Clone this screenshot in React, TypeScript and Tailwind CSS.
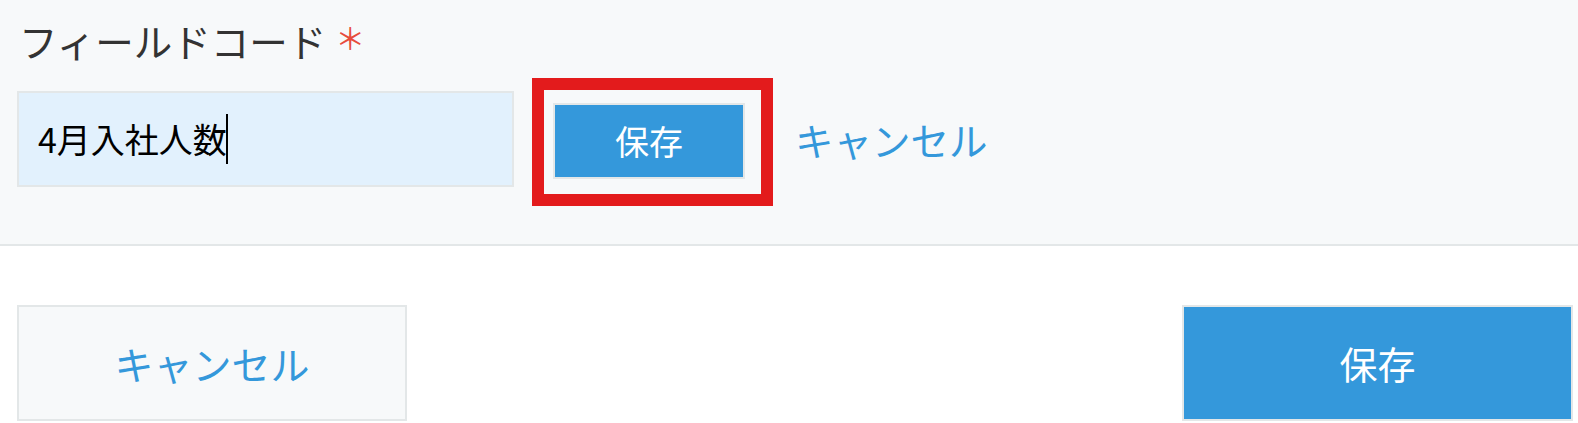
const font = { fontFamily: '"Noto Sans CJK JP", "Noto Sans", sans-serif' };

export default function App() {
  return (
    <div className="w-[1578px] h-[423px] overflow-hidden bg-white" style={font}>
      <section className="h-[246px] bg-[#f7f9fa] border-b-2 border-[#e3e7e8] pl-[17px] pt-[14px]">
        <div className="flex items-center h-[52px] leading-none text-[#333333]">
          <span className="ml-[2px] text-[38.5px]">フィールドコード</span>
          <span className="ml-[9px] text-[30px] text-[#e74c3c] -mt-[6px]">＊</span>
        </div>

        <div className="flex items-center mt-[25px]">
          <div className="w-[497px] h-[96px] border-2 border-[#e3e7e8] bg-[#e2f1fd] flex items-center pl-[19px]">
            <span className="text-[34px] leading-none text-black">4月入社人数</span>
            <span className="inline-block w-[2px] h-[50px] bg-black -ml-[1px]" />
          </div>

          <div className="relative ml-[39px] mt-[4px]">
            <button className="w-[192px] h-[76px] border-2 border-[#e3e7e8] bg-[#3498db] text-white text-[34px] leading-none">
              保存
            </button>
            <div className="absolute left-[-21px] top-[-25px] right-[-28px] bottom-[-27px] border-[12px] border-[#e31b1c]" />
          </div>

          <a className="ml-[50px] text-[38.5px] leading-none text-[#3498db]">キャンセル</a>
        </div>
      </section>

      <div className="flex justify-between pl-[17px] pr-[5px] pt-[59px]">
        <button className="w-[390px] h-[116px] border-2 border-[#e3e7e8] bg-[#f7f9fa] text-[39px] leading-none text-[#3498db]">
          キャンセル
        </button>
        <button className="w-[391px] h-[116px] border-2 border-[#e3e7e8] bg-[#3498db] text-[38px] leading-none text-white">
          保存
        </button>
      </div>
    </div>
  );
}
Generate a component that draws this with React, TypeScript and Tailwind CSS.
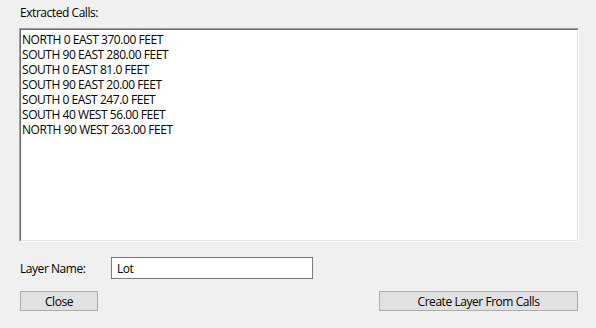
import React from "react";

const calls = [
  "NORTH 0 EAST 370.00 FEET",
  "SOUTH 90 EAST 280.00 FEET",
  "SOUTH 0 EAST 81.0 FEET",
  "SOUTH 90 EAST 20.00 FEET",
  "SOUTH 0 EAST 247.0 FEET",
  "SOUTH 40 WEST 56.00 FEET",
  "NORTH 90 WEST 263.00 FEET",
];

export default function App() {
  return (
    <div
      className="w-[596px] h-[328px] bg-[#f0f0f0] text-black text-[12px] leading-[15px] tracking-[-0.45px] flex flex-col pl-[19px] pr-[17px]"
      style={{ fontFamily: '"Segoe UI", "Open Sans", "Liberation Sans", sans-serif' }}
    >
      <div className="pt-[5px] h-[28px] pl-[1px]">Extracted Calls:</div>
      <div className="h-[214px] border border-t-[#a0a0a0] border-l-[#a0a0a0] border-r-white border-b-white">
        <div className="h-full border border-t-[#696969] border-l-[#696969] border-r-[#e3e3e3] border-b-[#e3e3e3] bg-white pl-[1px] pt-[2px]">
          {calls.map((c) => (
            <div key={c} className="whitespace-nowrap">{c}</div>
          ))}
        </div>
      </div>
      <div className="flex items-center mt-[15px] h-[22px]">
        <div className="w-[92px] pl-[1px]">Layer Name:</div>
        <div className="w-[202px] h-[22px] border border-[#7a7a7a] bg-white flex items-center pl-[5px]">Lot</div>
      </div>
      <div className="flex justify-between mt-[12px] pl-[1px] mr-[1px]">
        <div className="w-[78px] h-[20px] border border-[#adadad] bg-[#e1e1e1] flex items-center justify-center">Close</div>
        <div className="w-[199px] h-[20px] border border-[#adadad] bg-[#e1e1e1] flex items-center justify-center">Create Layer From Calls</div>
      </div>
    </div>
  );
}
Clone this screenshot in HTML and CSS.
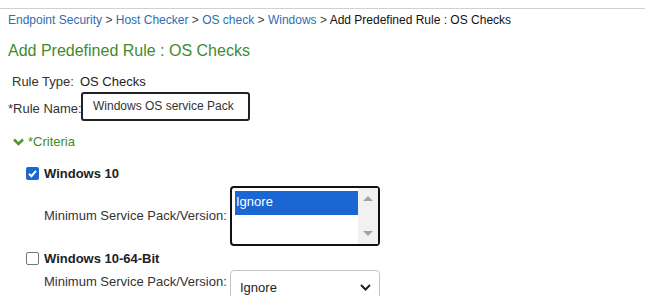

+===+

# [Given task]
Tell how many lines of the data include the word "screenshot", and nothing else.

# [Worked answer]
2